§ **WORK TO COMPLETE**:
Make an exact copy of the lines, leaving the pictures out.

§ **DATASET SECTION**:

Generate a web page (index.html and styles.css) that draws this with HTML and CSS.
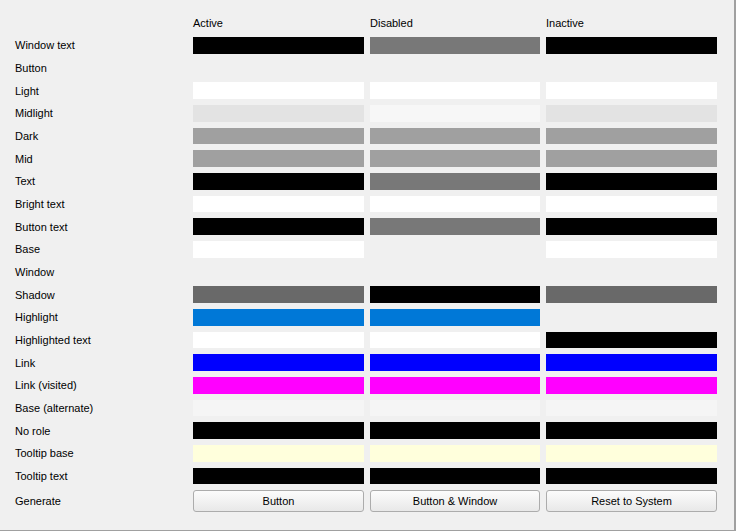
FILE: index.html
```html
<!DOCTYPE html>
<html>
<head>
<meta charset="utf-8">
<link rel="stylesheet" href="styles.css">
</head>
<body>
<div class="frame">
  <div class="grid">
    <div class="head"></div>
    <div class="head">Active</div>
    <div class="head">Disabled</div>
    <div class="head">Inactive</div>

    <div class="label">Window text</div>
    <div class="sw k"></div><div class="sw g"></div><div class="sw k"></div>

    <div class="label">Button</div>
    <div class="sw"></div><div class="sw"></div><div class="sw"></div>

    <div class="label">Light</div>
    <div class="sw w"></div><div class="sw w"></div><div class="sw w"></div>

    <div class="label">Midlight</div>
    <div class="sw ml"></div><div class="sw mld"></div><div class="sw ml"></div>

    <div class="label">Dark</div>
    <div class="sw dk"></div><div class="sw dk"></div><div class="sw dk"></div>

    <div class="label">Mid</div>
    <div class="sw dk"></div><div class="sw dk"></div><div class="sw dk"></div>

    <div class="label">Text</div>
    <div class="sw k"></div><div class="sw g"></div><div class="sw k"></div>

    <div class="label">Bright text</div>
    <div class="sw w"></div><div class="sw w"></div><div class="sw w"></div>

    <div class="label">Button text</div>
    <div class="sw k"></div><div class="sw g"></div><div class="sw k"></div>

    <div class="label">Base</div>
    <div class="sw w"></div><div class="sw"></div><div class="sw w"></div>

    <div class="label">Window</div>
    <div class="sw"></div><div class="sw"></div><div class="sw"></div>

    <div class="label">Shadow</div>
    <div class="sw sh"></div><div class="sw k"></div><div class="sw sh"></div>

    <div class="label">Highlight</div>
    <div class="sw hl"></div><div class="sw hl"></div><div class="sw"></div>

    <div class="label">Highlighted text</div>
    <div class="sw w"></div><div class="sw w"></div><div class="sw k"></div>

    <div class="label">Link</div>
    <div class="sw ln"></div><div class="sw ln"></div><div class="sw ln"></div>

    <div class="label">Link (visited)</div>
    <div class="sw lv"></div><div class="sw lv"></div><div class="sw lv"></div>

    <div class="label">Base (alternate)</div>
    <div class="sw ba"></div><div class="sw ba"></div><div class="sw ba"></div>

    <div class="label">No role</div>
    <div class="sw k"></div><div class="sw k"></div><div class="sw k"></div>

    <div class="label">Tooltip base</div>
    <div class="sw tb"></div><div class="sw tb"></div><div class="sw tb"></div>

    <div class="label">Tooltip text</div>
    <div class="sw k"></div><div class="sw k"></div><div class="sw k"></div>

    <div class="label">Generate</div>
    <button class="btn">Button</button>
    <button class="btn">Button &amp; Window</button>
    <button class="btn">Reset to System</button>
  </div>
</div>
</body>
</html>
```
FILE: styles.css
```css
html, body {
  margin: 0;
  padding: 0;
  background: #f0f0f0;
}
body {
  width: 736px;
  height: 531px;
  overflow: hidden;
  font-family: "Liberation Sans", Arial, sans-serif;
  font-size: 11px;
  color: #000;
}
.frame {
  box-sizing: border-box;
  width: 736px;
  height: 531px;
  border-right: 2px solid #a0a0a0;
  border-bottom: 1px solid #a0a0a0;
  padding: 14px 0 0 15px;
}
.grid {
  display: grid;
  grid-template-columns: 172px 171px 170px 171px;
  grid-template-rows: 17px repeat(20, 16.68px) 22px;
  column-gap: 6px;
  row-gap: 6px;
}
.head {
  display: flex;
  align-items: center;
}
.label {
  display: flex;
  align-items: center;
  white-space: nowrap;
}
.sw { background: transparent; }
.k { background: #000000; }
.g { background: #787878; }
.w { background: #ffffff; }
.ml { background: #e3e3e3; }
.mld { background: #f7f7f7; }
.dk { background: #a0a0a0; }
.sh { background: #696969; }
.hl { background: #0078d7; }
.ln { background: #0000ff; }
.lv { background: #ff00ff; }
.ba { background: #f5f5f5; }
.tb { background: #ffffdc; }
.btn {
  margin: 0;
  padding: 0;
  box-sizing: border-box;
  height: 22px;
  border: 1px solid #acacac;
  border-radius: 3px;
  background: linear-gradient(#fcfcfc, #e8e8e8);
  font-family: "Liberation Sans", Arial, sans-serif;
  font-size: 11px;
  color: #000;
}
```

§ **THE REPLY**:
Generate a web page (index.html and styles.css) that draws this with HTML and CSS.
FILE: index.html
```html
<!DOCTYPE html>
<html>
<head>
<meta charset="utf-8">
<link rel="stylesheet" href="styles.css">
</head>
<body>
<div class="frame">
  <div class="grid">
    <div class="head"></div>
    <div class="head">Active</div>
    <div class="head">Disabled</div>
    <div class="head">Inactive</div>

    <div class="label">Window text</div>
    <div class="sw k"></div><div class="sw g"></div><div class="sw k"></div>

    <div class="label">Button</div>
    <div class="sw"></div><div class="sw"></div><div class="sw"></div>

    <div class="label">Light</div>
    <div class="sw w"></div><div class="sw w"></div><div class="sw w"></div>

    <div class="label">Midlight</div>
    <div class="sw ml"></div><div class="sw mld"></div><div class="sw ml"></div>

    <div class="label">Dark</div>
    <div class="sw dk"></div><div class="sw dk"></div><div class="sw dk"></div>

    <div class="label">Mid</div>
    <div class="sw dk"></div><div class="sw dk"></div><div class="sw dk"></div>

    <div class="label">Text</div>
    <div class="sw k"></div><div class="sw g"></div><div class="sw k"></div>

    <div class="label">Bright text</div>
    <div class="sw w"></div><div class="sw w"></div><div class="sw w"></div>

    <div class="label">Button text</div>
    <div class="sw k"></div><div class="sw g"></div><div class="sw k"></div>

    <div class="label">Base</div>
    <div class="sw w"></div><div class="sw"></div><div class="sw w"></div>

    <div class="label">Window</div>
    <div class="sw"></div><div class="sw"></div><div class="sw"></div>

    <div class="label">Shadow</div>
    <div class="sw sh"></div><div class="sw k"></div><div class="sw sh"></div>

    <div class="label">Highlight</div>
    <div class="sw hl"></div><div class="sw hl"></div><div class="sw"></div>

    <div class="label">Highlighted text</div>
    <div class="sw w"></div><div class="sw w"></div><div class="sw k"></div>

    <div class="label">Link</div>
    <div class="sw ln"></div><div class="sw ln"></div><div class="sw ln"></div>

    <div class="label">Link (visited)</div>
    <div class="sw lv"></div><div class="sw lv"></div><div class="sw lv"></div>

    <div class="label">Base (alternate)</div>
    <div class="sw ba"></div><div class="sw ba"></div><div class="sw ba"></div>

    <div class="label">No role</div>
    <div class="sw k"></div><div class="sw k"></div><div class="sw k"></div>

    <div class="label">Tooltip base</div>
    <div class="sw tb"></div><div class="sw tb"></div><div class="sw tb"></div>

    <div class="label">Tooltip text</div>
    <div class="sw k"></div><div class="sw k"></div><div class="sw k"></div>

    <div class="label">Generate</div>
    <button class="btn">Button</button>
    <button class="btn">Button &amp; Window</button>
    <button class="btn">Reset to System</button>
  </div>
</div>
</body>
</html>
```
FILE: styles.css
```css
html, body {
  margin: 0;
  padding: 0;
  background: #f0f0f0;
}
body {
  width: 736px;
  height: 531px;
  overflow: hidden;
  font-family: "Liberation Sans", Arial, sans-serif;
  font-size: 11px;
  color: #000;
}
.frame {
  box-sizing: border-box;
  width: 736px;
  height: 531px;
  border-right: 2px solid #a0a0a0;
  border-bottom: 1px solid #a0a0a0;
  padding: 14px 0 0 15px;
}
.grid {
  display: grid;
  grid-template-columns: 172px 171px 170px 171px;
  grid-template-rows: 17px repeat(20, 16.68px) 22px;
  column-gap: 6px;
  row-gap: 6px;
}
.head {
  display: flex;
  align-items: center;
}
.label {
  display: flex;
  align-items: center;
  white-space: nowrap;
}
.sw { background: transparent; }
.k { background: #000000; }
.g { background: #787878; }
.w { background: #ffffff; }
.ml { background: #e3e3e3; }
.mld { background: #f7f7f7; }
.dk { background: #a0a0a0; }
.sh { background: #696969; }
.hl { background: #0078d7; }
.ln { background: #0000ff; }
.lv { background: #ff00ff; }
.ba { background: #f5f5f5; }
.tb { background: #ffffdc; }
.btn {
  margin: 0;
  padding: 0;
  box-sizing: border-box;
  height: 22px;
  border: 1px solid #acacac;
  border-radius: 3px;
  background: linear-gradient(#fcfcfc, #e8e8e8);
  font-family: "Liberation Sans", Arial, sans-serif;
  font-size: 11px;
  color: #000;
}
```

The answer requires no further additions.